# Task details:
Your task is to locate every line holding the string "React" and to copy each of them.

# Data segment:
┌────────
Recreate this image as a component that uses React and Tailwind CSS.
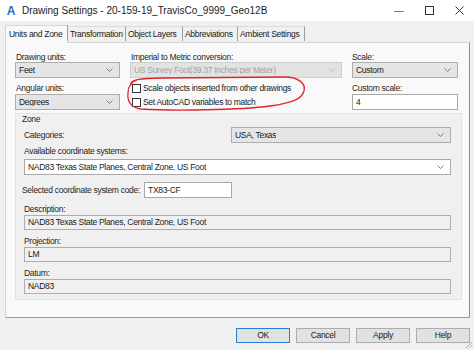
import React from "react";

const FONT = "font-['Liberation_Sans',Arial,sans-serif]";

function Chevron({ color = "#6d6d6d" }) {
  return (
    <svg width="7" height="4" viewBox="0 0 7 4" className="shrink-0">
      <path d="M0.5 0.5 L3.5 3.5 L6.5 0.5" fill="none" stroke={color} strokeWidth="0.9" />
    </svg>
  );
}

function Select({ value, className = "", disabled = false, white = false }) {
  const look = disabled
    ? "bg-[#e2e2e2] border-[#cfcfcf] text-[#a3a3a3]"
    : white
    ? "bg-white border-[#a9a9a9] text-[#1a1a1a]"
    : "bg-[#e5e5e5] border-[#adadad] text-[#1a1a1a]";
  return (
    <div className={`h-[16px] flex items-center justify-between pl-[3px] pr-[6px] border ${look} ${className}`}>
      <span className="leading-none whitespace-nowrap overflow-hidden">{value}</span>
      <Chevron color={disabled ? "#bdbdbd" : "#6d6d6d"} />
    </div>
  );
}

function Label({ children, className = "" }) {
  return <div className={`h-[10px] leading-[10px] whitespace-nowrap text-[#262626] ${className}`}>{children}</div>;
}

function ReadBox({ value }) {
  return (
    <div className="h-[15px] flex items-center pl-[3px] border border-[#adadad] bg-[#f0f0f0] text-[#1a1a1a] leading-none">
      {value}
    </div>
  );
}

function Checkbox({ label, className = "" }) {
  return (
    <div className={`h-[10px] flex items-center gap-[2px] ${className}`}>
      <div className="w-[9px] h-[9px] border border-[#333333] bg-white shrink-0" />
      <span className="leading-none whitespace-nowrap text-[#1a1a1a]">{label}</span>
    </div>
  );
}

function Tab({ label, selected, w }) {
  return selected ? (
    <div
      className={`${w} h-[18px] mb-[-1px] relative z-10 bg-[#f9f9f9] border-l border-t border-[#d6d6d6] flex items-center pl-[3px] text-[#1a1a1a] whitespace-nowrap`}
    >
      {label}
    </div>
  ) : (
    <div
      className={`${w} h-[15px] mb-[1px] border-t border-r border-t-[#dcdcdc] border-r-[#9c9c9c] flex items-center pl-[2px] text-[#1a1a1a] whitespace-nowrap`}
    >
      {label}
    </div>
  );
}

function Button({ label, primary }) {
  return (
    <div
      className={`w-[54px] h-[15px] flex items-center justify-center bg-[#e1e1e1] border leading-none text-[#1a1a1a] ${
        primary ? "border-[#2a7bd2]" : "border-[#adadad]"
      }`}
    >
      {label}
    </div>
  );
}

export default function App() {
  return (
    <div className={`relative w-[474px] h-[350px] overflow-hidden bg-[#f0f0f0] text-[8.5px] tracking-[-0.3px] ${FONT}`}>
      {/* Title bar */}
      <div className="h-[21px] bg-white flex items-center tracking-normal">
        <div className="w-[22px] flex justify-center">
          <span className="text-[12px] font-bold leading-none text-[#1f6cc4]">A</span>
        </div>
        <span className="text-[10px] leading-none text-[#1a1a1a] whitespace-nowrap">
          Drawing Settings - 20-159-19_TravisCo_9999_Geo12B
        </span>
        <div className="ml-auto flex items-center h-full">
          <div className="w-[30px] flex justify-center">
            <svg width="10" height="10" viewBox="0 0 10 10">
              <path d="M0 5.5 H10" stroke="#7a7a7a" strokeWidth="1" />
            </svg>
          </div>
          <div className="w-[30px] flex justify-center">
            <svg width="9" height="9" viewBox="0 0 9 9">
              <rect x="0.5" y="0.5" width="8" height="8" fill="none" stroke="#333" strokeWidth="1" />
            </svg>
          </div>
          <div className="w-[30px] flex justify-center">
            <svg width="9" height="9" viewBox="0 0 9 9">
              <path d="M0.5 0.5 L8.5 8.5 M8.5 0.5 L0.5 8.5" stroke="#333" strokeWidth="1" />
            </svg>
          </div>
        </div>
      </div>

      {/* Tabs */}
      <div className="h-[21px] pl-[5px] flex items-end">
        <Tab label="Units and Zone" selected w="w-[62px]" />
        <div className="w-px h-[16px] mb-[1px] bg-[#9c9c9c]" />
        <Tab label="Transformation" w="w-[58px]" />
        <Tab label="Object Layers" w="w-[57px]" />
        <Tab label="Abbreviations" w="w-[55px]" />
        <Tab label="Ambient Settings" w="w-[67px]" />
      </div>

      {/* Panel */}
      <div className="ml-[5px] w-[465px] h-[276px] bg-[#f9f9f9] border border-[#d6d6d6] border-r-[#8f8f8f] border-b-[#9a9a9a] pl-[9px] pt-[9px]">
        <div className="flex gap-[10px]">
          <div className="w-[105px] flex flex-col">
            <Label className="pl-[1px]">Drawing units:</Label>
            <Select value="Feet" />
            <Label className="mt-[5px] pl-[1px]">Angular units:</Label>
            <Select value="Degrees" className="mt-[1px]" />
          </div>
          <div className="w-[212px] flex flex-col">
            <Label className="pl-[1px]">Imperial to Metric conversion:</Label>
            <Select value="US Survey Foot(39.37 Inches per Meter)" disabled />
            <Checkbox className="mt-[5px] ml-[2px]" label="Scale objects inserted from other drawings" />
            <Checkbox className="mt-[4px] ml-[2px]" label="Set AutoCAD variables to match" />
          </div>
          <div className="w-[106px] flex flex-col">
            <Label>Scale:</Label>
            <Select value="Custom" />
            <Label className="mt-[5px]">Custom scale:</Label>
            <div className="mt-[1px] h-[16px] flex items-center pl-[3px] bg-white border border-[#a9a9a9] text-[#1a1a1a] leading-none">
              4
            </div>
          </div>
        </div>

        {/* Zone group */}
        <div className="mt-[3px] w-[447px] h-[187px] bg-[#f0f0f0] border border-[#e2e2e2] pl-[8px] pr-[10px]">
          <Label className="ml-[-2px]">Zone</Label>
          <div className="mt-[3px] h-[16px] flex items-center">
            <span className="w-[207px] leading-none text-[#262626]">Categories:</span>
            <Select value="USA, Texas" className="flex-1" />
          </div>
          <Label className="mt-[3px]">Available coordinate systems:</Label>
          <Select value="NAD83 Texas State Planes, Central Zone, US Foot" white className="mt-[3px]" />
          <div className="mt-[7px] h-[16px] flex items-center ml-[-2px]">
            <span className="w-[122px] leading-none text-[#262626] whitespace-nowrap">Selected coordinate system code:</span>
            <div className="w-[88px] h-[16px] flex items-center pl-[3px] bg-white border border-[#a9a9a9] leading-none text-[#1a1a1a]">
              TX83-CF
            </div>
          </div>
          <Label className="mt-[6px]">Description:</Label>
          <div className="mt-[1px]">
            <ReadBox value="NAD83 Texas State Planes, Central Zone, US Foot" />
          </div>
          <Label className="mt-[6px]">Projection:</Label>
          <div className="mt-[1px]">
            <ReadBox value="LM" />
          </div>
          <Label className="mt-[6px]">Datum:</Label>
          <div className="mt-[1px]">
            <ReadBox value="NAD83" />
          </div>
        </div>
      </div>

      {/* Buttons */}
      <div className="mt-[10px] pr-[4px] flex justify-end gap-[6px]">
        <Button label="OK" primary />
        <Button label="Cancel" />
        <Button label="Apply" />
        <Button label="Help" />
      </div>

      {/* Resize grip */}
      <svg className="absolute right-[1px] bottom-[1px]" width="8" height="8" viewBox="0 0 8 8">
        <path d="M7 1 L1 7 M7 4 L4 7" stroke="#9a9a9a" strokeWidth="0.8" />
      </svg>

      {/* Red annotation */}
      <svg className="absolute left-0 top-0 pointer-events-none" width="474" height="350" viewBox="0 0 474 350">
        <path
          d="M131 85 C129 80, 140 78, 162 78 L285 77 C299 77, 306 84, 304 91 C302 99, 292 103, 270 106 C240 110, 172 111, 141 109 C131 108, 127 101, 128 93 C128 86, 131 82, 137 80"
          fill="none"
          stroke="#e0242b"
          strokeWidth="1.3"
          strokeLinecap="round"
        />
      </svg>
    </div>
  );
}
└────────
# Reply:
Recreate this image as a component that uses React and Tailwind CSS.
import React from "react";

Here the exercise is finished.